April 25, 2018

Incorporating Succulent Plants In Your Garden Design

It is easy to see why plant decorations like CAL Farms Beautiful Assorted Variety Succulents have somehow made a name for themselves in the past decades, making them a must-have in gardening. Succulent plants are easy to grow, maintain, and they thrive in weathers other plants would not. Contrary to popular belief, succulents are not just perfect for warm climates and humid temperatures. Some succulents can also survive in the cold—the 4-7 zones.
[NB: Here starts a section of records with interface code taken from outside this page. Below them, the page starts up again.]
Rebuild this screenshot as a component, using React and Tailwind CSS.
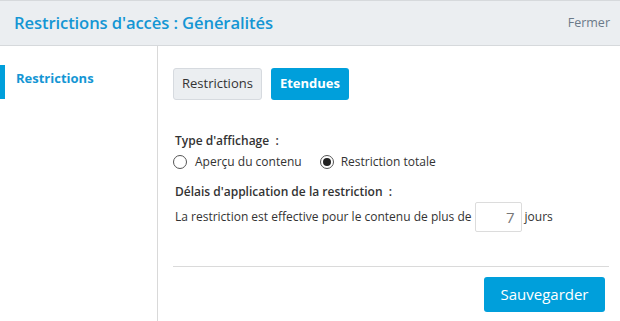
import { useState } from 'react';

export default function App() {
  const [tab, setTab] = useState('etendues');
  const [mode, setMode] = useState('totale');
  const [days, setDays] = useState('7');

  return (
    <div className="w-[620px] h-[321px] bg-white flex flex-col overflow-hidden text-[#333] font-['Open_Sans',sans-serif]">
      {/* Header */}
      <header className="h-[46px] shrink-0 flex items-center justify-between pl-[14px] pr-[10px] bg-[#ebeef1] border-t border-b border-[#d6d9dc]">
        <h1 className="text-[16.6px] font-semibold text-[#1496d4] tracking-[-0.1px]">Restrictions d'accès : Généralités</h1>
        <button className="text-[12.5px] text-[#6b7a89]">Fermer</button>
      </header>

      <div className="flex flex-1 min-h-0">
        {/* Sidebar */}
        <aside className="w-[158px] shrink-0 border-r border-[#d9d9d9] pt-[19px]">
          <div className="h-[34px] flex items-start border-l-[5px] border-[#009fdb] pl-[11px] pt-[4px]">
            <span className="text-[13px] font-bold text-[#1496d4]">Restrictions</span>
          </div>
        </aside>

        {/* Main */}
        <main className="flex-1 pl-[15px] pr-[11px] pt-[22px] flex flex-col">
          <div className="flex gap-[9px]">
            <button
              onClick={() => setTab('restrictions')}
              className={tab === 'restrictions'
                ? 'h-[32px] px-[8px] rounded-[3px] bg-[#009fdb] text-white text-[13px] font-bold'
                : 'h-[32px] px-[8px] rounded-[3px] bg-[#ebeef1] border border-[#d6dadf] text-[13px] text-[#333]'}
            >
              Restrictions
            </button>
            <button
              onClick={() => setTab('etendues')}
              className={tab === 'etendues'
                ? 'h-[32px] px-[9px] rounded-[3px] bg-[#009fdb] text-white text-[13px] font-bold'
                : 'h-[32px] px-[9px] rounded-[3px] bg-[#ebeef1] border border-[#d6dadf] text-[13px] text-[#333]'}
            >
              Etendues
            </button>
          </div>

          <div className="pl-[2px] pt-[32px] text-[12px]">
            <div className="font-semibold leading-[18px]">Type d'affichage&nbsp;&nbsp;:</div>
            <div className="flex items-center gap-[18px] h-[22px] -ml-[2px] mt-[1px]">
              <label className="flex items-center gap-[8px] cursor-pointer">
                <Radio checked={mode === 'apercu'} onClick={() => setMode('apercu')} />
                <span>Aperçu du contenu</span>
              </label>
              <label className="flex items-center gap-[7px] cursor-pointer">
                <Radio checked={mode === 'totale'} onClick={() => setMode('totale')} />
                <span>Restriction totale</span>
              </label>
            </div>
            <div className="font-semibold leading-[18px] mt-[10px]">Délais d'application de la restriction&nbsp;&nbsp;:</div>
            <div className="flex items-center gap-[3px] mt-[1px]">
              <span>La restriction est effective pour le contenu de plus de</span>
              <input
                value={days}
                onChange={e => setDays(e.target.value)}
                className="w-[47px] h-[30px] border border-[#dcdcdc] rounded-[2px] text-right pr-[6px] text-[15px] text-[#777] outline-none"
              />
              <span>jours</span>
            </div>
          </div>

          <div className="mt-[34px] border-t border-[#dadada]" />

          <div className="flex justify-end pt-[10px] pr-[4px]">
            <button className="w-[121px] h-[35px] rounded-[3px] bg-[#009fdb] text-white text-[15px]">Sauvegarder</button>
          </div>
        </main>
      </div>
    </div>
  );
}

function Radio({ checked, onClick }) {
  return (
    <span
      onClick={onClick}
      className="w-[14px] h-[14px] rounded-full border border-[#555] bg-white flex items-center justify-center shrink-0"
    >
      {checked && <span className="w-[8px] h-[8px] rounded-full bg-[#222]" />}
    </span>
  );
}
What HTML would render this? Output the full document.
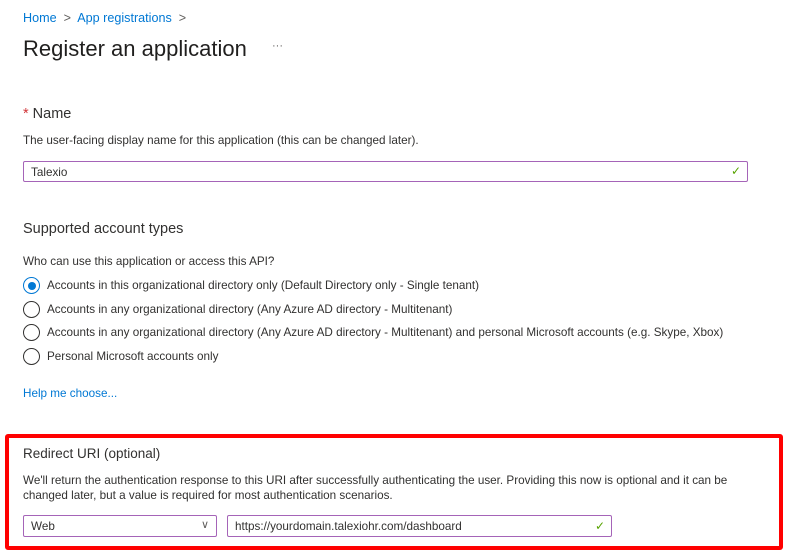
<!DOCTYPE html>
<html><head><meta charset="utf-8"><style>
body{margin:0;width:788px;height:555px;background:#fff;font-family:"Liberation Sans",sans-serif;color:#323130;position:relative;overflow:hidden}
.a{position:absolute;white-space:nowrap}
.s{font-size:11.7px}
.in{position:absolute;border:1px solid #a564b8;border-radius:2px;box-sizing:border-box;background:#fff}
.r{position:absolute;left:23px;width:17px;height:17px;border:1px solid #323130;border-radius:50%;box-sizing:border-box}
.rt{position:absolute;left:47px;font-size:11.7px}
</style></head><body>
<div class="a" style="left:23px;top:11px;font-size:12.6px;color:#0078d4">Home <span style="color:#605e5c">&nbsp;&gt;&nbsp;</span> App registrations <span style="color:#605e5c">&nbsp;&gt;</span></div>
<div class="a" style="left:23px;top:36px;font-size:22px;color:#201f1e">Register an application</div>
<div class="a" style="left:272px;top:40px;font-size:11px;color:#605e5c">···</div>
<div class="a" style="left:23px;top:106px;font-size:14.5px"><span style="color:#d13438">*</span> Name</div>
<div class="a s" style="left:23px;top:134px">The user-facing display name for this application (this can be changed later).</div>
<div class="in" style="left:23px;top:161px;width:725px;height:21px"><span class="a s" style="left:7px;top:4px">Talexio</span><span class="a" style="right:6px;top:2px;color:#57a300;font-size:12px">✓</span></div>
<div class="a" style="left:23px;top:221px;font-size:14.5px">Supported account types</div>
<div class="a s" style="left:23px;top:255px">Who can use this application or access this API?</div>
<div class="r" style="top:277px;border-color:#0078d4"><div style="position:absolute;left:3.5px;top:3.5px;width:8px;height:8px;border-radius:50%;background:#0078d4"></div></div>
<div class="rt" style="top:279px">Accounts in this organizational directory only (Default Directory only - Single tenant)</div>
<div class="r" style="top:301px"></div>
<div class="rt" style="top:303px">Accounts in any organizational directory (Any Azure AD directory - Multitenant)</div>
<div class="r" style="top:324px"></div>
<div class="rt" style="top:326px">Accounts in any organizational directory (Any Azure AD directory - Multitenant) and personal Microsoft accounts (e.g. Skype, Xbox)</div>
<div class="r" style="top:348px"></div>
<div class="rt" style="top:350px">Personal Microsoft accounts only</div>
<div class="a s" style="left:23px;top:387px;color:#0078d4">Help me choose...</div>
<div style="position:absolute;left:5px;top:434px;width:778px;height:116px;border:4px solid #f00;box-sizing:border-box;border-radius:3px"></div>
<div class="a" style="left:23px;top:446px;font-size:13.5px">Redirect URI (optional)</div>
<div class="a s" style="left:23px;top:473px;line-height:15px">We'll return the authentication response to this URI after successfully authenticating the user. Providing this now is optional and it can be<br>changed later, but a value is required for most authentication scenarios.</div>
<div class="in" style="left:23px;top:515px;width:194px;height:22px"><span class="a s" style="left:7px;top:4px">Web</span><span class="a" style="right:7px;top:2px;font-size:11px;color:#605e5c">&#x2228;</span></div>
<div class="in" style="left:227px;top:515px;width:385px;height:22px"><span class="a s" style="left:7px;top:4px">https://yourdomain.talexiohr.com/dashboard</span><span class="a" style="right:6px;top:3px;color:#57a300;font-size:12px">✓</span></div>
</body></html>
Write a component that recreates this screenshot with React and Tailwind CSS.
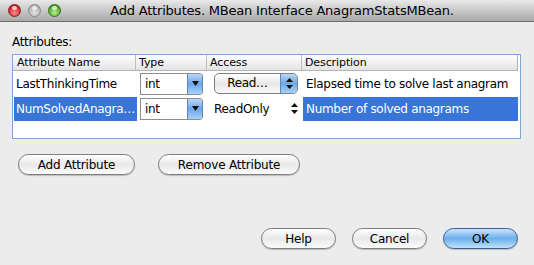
import React from "react";

const font = { fontFamily: '"DejaVu Sans", "Liberation Sans", sans-serif' };

function Light({ from, to, border }) {
  return (
    <div
      className={`w-[13px] h-[13px] rounded-full border ${border} relative overflow-hidden`}
      style={{ background: `radial-gradient(circle at 50% 70%, ${to} 0%, ${from} 80%)` }}
    >
      <div className="absolute left-[3px] top-[1px] w-[5px] h-[4px] rounded-full bg-white/70" />
    </div>
  );
}

function DownArrowBtn() {
  return (
    <div className="w-[15px] h-full rounded-r-[4px] border-l border-[#5f83b9] bg-gradient-to-b from-[#b9d6f5] via-[#6ea6e6] to-[#a6d2fb] flex items-center justify-center">
      <svg width="7" height="5" viewBox="0 0 7 5"><path d="M0 0h7L3.5 5z" fill="#111" /></svg>
    </div>
  );
}

function Combo() {
  return (
    <div className="w-[63px] h-[22px] flex border border-[#8e8e8e] border-r-[#5f83b9] rounded-r-[4px] bg-white">
      <div className="flex-1 pl-[4px] text-[12px] leading-[20px] text-black">int</div>
      <DownArrowBtn />
    </div>
  );
}

function Stepper({ color = "#111" }) {
  return (
    <svg width="7" height="11" viewBox="0 0 7 11">
      <path d="M0 4h7L3.5 0z" fill={color} />
      <path d="M0 7h7L3.5 11z" fill={color} />
    </svg>
  );
}

function PillBtn({ children, w, blue }) {
  return (
    <div
      className={`${w} h-[21px] rounded-full border flex items-center justify-center text-[12px] tracking-[-0.2px] text-black ${
        blue
          ? "border-[#3d5e95] bg-gradient-to-b from-[#c9e3fb] via-[#6bb0ec] to-[#bfe1fb]"
          : "border-[#7d7d7d] bg-gradient-to-b from-[#ffffff] via-[#e9e9e9] to-[#fbfbfb]"
      } shadow-[0_1px_1px_rgba(0,0,0,0.2)]`}
    >
      {children}
    </div>
  );
}

export default function App() {
  return (
    <div className="w-[534px] h-[265px] bg-[#ececec] flex flex-col overflow-hidden" style={font}>
      {/* Title bar */}
      <div className="h-[22px] shrink-0 flex items-center relative bg-gradient-to-b from-[#e9e9e9] to-[#a9a9a9] border-b border-[#6e6e6e]">
        <div className="flex items-center gap-[7px] pl-[8px]">
          <Light from="#c4141a" to="#ff8a8a" border="border-[#8a1b1b]" />
          <Light from="#a8a8a8" to="#e4e4e4" border="border-[#8a8a8a]" />
          <Light from="#3b9b16" to="#b4f08a" border="border-[#2f6d17]" />
        </div>
        <div className="absolute inset-0 flex items-center justify-center pl-[30px] text-[13px] tracking-[-0.2px] text-black">
          Add Attributes. MBean Interface AnagramStatsMBean.
        </div>
      </div>

      {/* Body */}
      <div className="flex flex-col pl-[12px] pr-[13px] tracking-[-0.3px]">
        <div className="mt-[13px] text-[12px] leading-[15px] text-black">Attributes:</div>
        <div className="mt-[4px] h-[85px] border border-[#7ea7d8] bg-white flex flex-col">
          {/* header */}
          <div className="h-[16px] flex bg-gradient-to-b from-[#ffffff] to-[#e3e3e3] border-b border-[#b5b5b5] text-[11px] leading-[15px] text-black mr-[2px] border-r tracking-[-0.1px]">
            <div className="w-[123px] pl-[4px] border-r border-[#bdbdbd]">Attribute Name</div>
            <div className="w-[71px] pl-[3px] border-r border-[#bdbdbd]">Type</div>
            <div className="w-[95px] pl-[3px] border-r border-[#bdbdbd]">Access</div>
            <div className="flex-1 pl-[3px]">Description</div>
          </div>
          {/* row 1 */}
          <div className="h-[25px] flex items-center text-[12px] text-black">
            <div className="w-[124px] pl-[3px]">LastThinkingTime</div>
            <div className="w-[71px] pl-[3px]"><Combo /></div>
            <div className="w-[95px] pl-[6px]">
              <div className="w-[84px] h-[21px] flex rounded-[5px] border border-[#7f7f7f] bg-gradient-to-b from-[#ffffff] via-[#e8e8e8] to-[#f8f8f8] overflow-hidden">
                <div className="flex-1 text-center leading-[19px]">Read…</div>
                <div className="w-[17px] h-full border-l border-[#5f83b9] bg-gradient-to-b from-[#b9d6f5] via-[#6ea6e6] to-[#a6d2fb] flex items-center justify-center">
                  <Stepper />
                </div>
              </div>
            </div>
            <div className="flex-1 pl-[3px]">Elapsed time to solve last anagram</div>
          </div>
          {/* row 2 */}
          <div className="h-[25px] flex items-center text-[12px]">
            <div className="w-[124px] h-[24px] pl-[1px]">
              <div className="h-full bg-[#3875d7] text-white pl-[2px] leading-[24px] whitespace-nowrap">NumSolvedAnagra…</div>
            </div>
            <div className="w-[71px] pl-[3px]"><Combo /></div>
            <div className="w-[95px] pl-[6px] flex items-center text-black">
              <span className="w-[77px]">ReadOnly</span>
              <Stepper />
            </div>
            <div className="flex-1 h-[24px] pr-[2px]">
              <div className="h-full bg-[#3875d7] text-white pl-[3px] leading-[24px] whitespace-nowrap">Number of solved anagrams</div>
            </div>
          </div>
        </div>

        <div className="mt-[15px] flex gap-[23px] pl-[6px]">
          <PillBtn w="w-[117px]">Add Attribute</PillBtn>
          <PillBtn w="w-[142px]">Remove Attribute</PillBtn>
        </div>

        <div className="mt-[53px] flex justify-end gap-[16px] pr-[3px]">
          <PillBtn w="w-[75px]">Help</PillBtn>
          <PillBtn w="w-[75px]">Cancel</PillBtn>
          <PillBtn w="w-[75px]" blue>OK</PillBtn>
        </div>
      </div>
    </div>
  );
}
If these are not enough reasons for you to start planting succulents, maybe telling you that succulents can easily be incorporated into your actual garden would. Yes, you can have a combination of garden—mixing succulents with other plants and flowers is not only possible, the end-product looks stunningly beautiful as well.

1. Thrillers

Create a focal point. Meaning, when you look at the plant, your eyes should immediately be attracted to it. Thanks to the different shapes and sizes of succulents, this is easier to do now. If you want a thriller, what you can do is to emphasize the size and the color of the focal point by creating space around it. Simply plant the succulent as it is, without surrounding foliage or pebbles or what-not.

2. Groundcovers

If you are planning to cover your “ground” with pebbles, you may want to rethink that strategy. Instead of using other decorative materials, you can opt for low-growing varieties of succulents that will make for a great groundcover. They spread rapidly and they offer interesting colors and textures. They also add dimension to the whole styling of the succulent plant. If you don’t want it to spill onto the pavement, you can simply prune them from time to time. Some of the varieties you can choose from are Cape Blanco Stonecrop, Blue Chalksticks, Coral Carpet Stonecrop, and Sunsparkler.

3. Cloaks and Daggers

Trailing varieties are a personal favorite. They can cover up, disguise, and dress up an otherwise blank vertical wall. These varieties are mostly used for a vertical garden, which means allowing these to grow into the cracks of an old concrete wall, or between stones in a rock wall, or planted above, so that they can spill over. These are very easy to maintain because once they start to spill over, all you have to do is to occasionally trim and tidy them up. The most popular choices for trailing varieties are Chinese Sedum, Corsican Stonecrop, Krebs Desert Rose Hens and Chicks, and Voodoo Stonecrop.

4. Vignette

You can create some sort of a “painting” by using different varieties of succulents with varying colors and textures in one container. It should follow one shade of color to make it seem like a vignette. Mostly, designer combine two low-growing varieties to make this illusion possible. This is usually done on a vertical garden for accent or into a pot. You can choose from these: Easter Lily Cactus, Angelina Stonecrop, Red Cobweb Hens and Chicks, and Color Guard Adam’s Needle.

5. Wildlife

This is the coolest design you can follow for your succulent plant. Many succulents produce the most beautiful flowers. They are exotic and wild in nature. They vary in colors—from white to pink to red to bright orange. Choose these kinds of succulents for the most beautiful and colorful succulent garden. Popular options are Brakelights Red Yucca, Jewel of the Desert, and Blue Elf Aloe.